La présence à ses côtés de Matt Mitchell, avec qui elle avait interprété le réussi et gargantuesque Snake Horse voici deux ans chez Pi Recordings, permet, il faut le dire, de donner le répondant nécessaire à son jeu de batterie foisonnant. Le pianiste (et parfois claviériste) joue des touches blanches et noires avec vitalité et un débordement qui gonfle conséquemment le son du groupe. Soutenu en cela par le bassiste Kim Cass qui se jette parfois dans la mêlée avec entrain, le groupe n’attend plus qu’une ligne mélodique nerveuse et fureteuse en la personne du saxophoniste et clarinettiste Jérémy Vinner, à l’aise dans ces esthétiques ultra-contemporaines, totalement transversales, voire transgressives.

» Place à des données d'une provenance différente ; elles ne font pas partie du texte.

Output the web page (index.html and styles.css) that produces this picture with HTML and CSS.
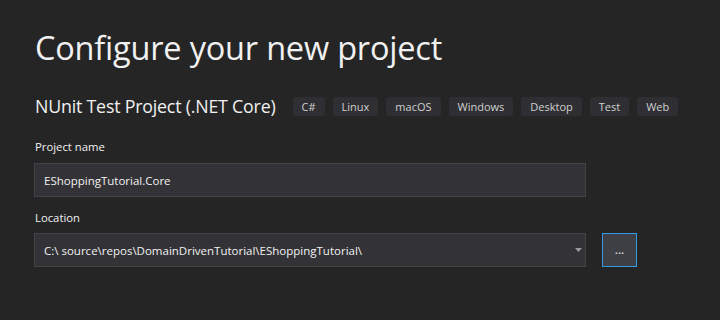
FILE: index.html
```html
<!DOCTYPE html>
<html>
<head>
<meta charset="utf-8">
<link rel="stylesheet" href="styles.css">
</head>
<body>
<main class="page">
  <h1 class="title">Configure your new project</h1>
  <div class="template-row">
    <span class="template-name">NUnit Test Project (.NET Core)</span>
    <ul class="tags">
      <li class="tag">C#</li>
      <li class="tag">Linux</li>
      <li class="tag">macOS</li>
      <li class="tag">Windows</li>
      <li class="tag">Desktop</li>
      <li class="tag">Test</li>
      <li class="tag">Web</li>
    </ul>
  </div>
  <label class="field-label">Project name</label>
  <div class="input">EShoppingTutorial.Core</div>
  <label class="field-label field-label-2">Location</label>
  <div class="location-row">
    <div class="input combo">
      <span>C:\ source\repos\DomainDrivenTutorial\EShoppingTutorial\</span>
      <svg class="arrow" width="7" height="4" viewBox="0 0 7 4"><path d="M0 0H7L3.5 4Z" fill="#999"/></svg>
    </div>
    <div class="browse">...</div>
  </div>
</main>
</body>
</html>
```

FILE: styles.css
```css
html, body {
  margin: 0;
  padding: 0;
  background: #252526;
  width: 720px;
  height: 320px;
  overflow: hidden;
}
.page {
  padding: 26px 0 0 35px;
  font-family: "Open Sans", "Noto Sans", sans-serif;
  color: #f1f1f1;
}
.title {
  margin: 0;
  font-weight: 400;
  font-size: 32.5px;
  line-height: 44px;
  letter-spacing: -0.2px;
}
.template-row {
  display: flex;
  align-items: center;
  margin-top: 23px;
  height: 26px;
}
.template-name {
  font-size: 17.8px;
  letter-spacing: -0.2px;
  color: #f1f1f1;
}
.tags {
  display: flex;
  gap: 8px;
  list-style: none;
  margin: 0 0 0 17px;
  padding: 0;
}
.tag {
  background: #2f2f33;
  color: #d0d0d0;
  font-size: 11px;
  height: 19px;
  line-height: 19px;
  padding: 0 9px;
  border-radius: 3px;
}
.field-label {
  display: block;
  font-size: 11.3px;
  color: #f1f1f1;
  margin-top: 19px;
  line-height: 18px;
}
.field-label-2 {
  margin-top: 12px;
}
.input {
  box-sizing: border-box;
  width: 552px;
  height: 34px;
  margin-left: -1px;
  margin-top: 7px;
  background: #333337;
  border: 1px solid #434346;
  font-size: 11.5px;
  color: #f1f1f1;
  padding: 0 9px;
  display: flex;
  align-items: center;
}
.location-row {
  display: flex;
  align-items: flex-start;
  gap: 16px;
  margin-top: 6px;
}
.location-row .input {
  margin-top: 0;
}
.combo {
  justify-content: space-between;
  padding-right: 2px;
}
.arrow {
  margin-right: 1px;
}
.browse {
  box-sizing: border-box;
  width: 35px;
  height: 34px;
  background: #3f3f46;
  border: 1px solid #3399e0;
  color: #f1f1f1;
  font-size: 12px;
  display: flex;
  align-items: center;
  justify-content: center;
  padding-bottom: 2px;
}
```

Car si le premier et le dernier enregistrement (respectivement nommés Iridian Alphabet et The Cosmic Brain) donnent à entendre une musique actuelle toute en sinuosités, bifurcations soudaines et basses tortueuses, Senselessness, le second disque, apporte une dimension supplémentaire. En mêlant à une acoustique jazz les codes du metal extrême, le groupe verse dans une formation radicale qui fonctionne à plein régime. Les frappes syncopées d’une batterie épileptique empruntent avec justesse aux pratiques du rock extrême associées à des torsions harmoniques et une surenchère de propositions propres au jazz. L’insistance et l’acharnement en sont des valeurs premières qui invitent à jouer avec les débordements et des limites qui, une fois atteintes, sont aussitôt repoussées.

Rien d’aimable ici : les ambiances sont sombres, parfois rampantes et proches de la sidération. Pour peu qu’on apprécie de se laisser prendre à ce piège, on découvre un monde fascinant, entièrement composé par Kate Gentile qui, une fois encore, fait preuve d’une véritable originalité.